* [What is expected]:
Using the listing below, report all lines holding the word "components".

Begin Entries

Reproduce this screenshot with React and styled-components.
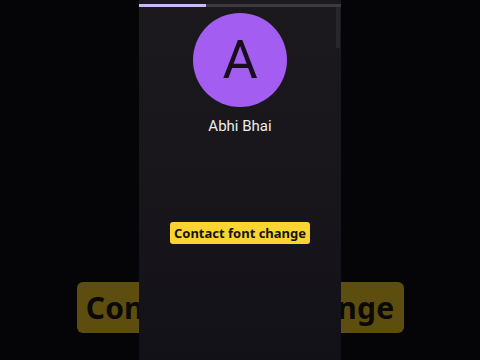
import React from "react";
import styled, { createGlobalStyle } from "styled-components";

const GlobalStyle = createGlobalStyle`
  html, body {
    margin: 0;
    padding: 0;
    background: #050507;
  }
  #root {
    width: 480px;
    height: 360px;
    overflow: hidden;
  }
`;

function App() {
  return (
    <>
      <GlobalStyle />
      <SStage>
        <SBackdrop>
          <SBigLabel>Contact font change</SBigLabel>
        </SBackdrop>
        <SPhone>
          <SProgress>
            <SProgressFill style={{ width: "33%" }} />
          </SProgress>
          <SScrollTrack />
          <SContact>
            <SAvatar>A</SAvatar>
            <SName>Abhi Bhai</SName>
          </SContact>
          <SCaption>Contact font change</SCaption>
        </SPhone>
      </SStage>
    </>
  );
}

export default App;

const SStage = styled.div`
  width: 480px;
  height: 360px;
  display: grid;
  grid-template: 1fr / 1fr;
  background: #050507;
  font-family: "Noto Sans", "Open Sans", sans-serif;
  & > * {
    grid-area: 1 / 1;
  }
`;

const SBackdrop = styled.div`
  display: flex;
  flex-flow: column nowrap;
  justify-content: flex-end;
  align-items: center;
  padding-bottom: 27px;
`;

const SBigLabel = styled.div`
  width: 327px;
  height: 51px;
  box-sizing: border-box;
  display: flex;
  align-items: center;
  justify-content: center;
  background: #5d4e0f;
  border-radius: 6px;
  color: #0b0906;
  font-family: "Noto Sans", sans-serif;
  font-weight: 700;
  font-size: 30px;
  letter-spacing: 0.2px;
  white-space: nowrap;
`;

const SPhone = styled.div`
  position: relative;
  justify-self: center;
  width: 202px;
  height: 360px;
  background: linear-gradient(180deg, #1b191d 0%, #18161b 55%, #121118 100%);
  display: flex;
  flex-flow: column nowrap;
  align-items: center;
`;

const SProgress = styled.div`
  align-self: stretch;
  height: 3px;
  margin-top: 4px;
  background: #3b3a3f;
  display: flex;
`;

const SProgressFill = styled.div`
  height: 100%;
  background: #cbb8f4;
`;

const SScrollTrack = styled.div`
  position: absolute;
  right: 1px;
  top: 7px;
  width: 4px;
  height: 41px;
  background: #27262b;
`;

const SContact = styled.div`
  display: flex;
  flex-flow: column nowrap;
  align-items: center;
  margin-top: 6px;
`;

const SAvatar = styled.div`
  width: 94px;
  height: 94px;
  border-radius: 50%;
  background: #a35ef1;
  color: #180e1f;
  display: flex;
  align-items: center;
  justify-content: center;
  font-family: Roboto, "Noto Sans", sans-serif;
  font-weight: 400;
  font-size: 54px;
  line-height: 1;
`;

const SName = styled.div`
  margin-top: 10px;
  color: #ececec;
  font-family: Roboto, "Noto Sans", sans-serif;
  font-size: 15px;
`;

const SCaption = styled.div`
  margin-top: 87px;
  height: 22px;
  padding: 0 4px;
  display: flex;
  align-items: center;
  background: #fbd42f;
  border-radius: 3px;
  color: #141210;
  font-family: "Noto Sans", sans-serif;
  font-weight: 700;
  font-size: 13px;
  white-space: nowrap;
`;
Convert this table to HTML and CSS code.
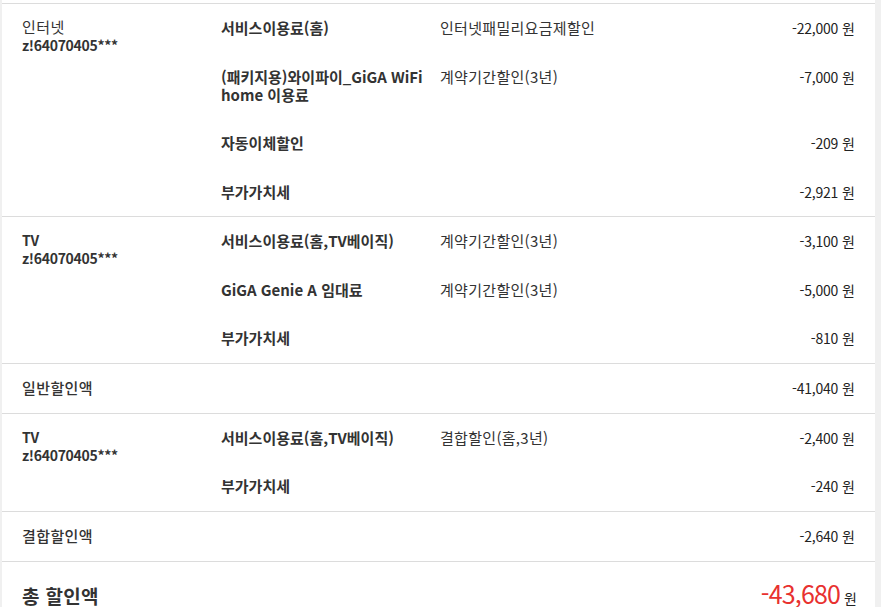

End Entries

* [Final result]:
Reproduce this screenshot with React and styled-components.
import styled, { createGlobalStyle } from "styled-components";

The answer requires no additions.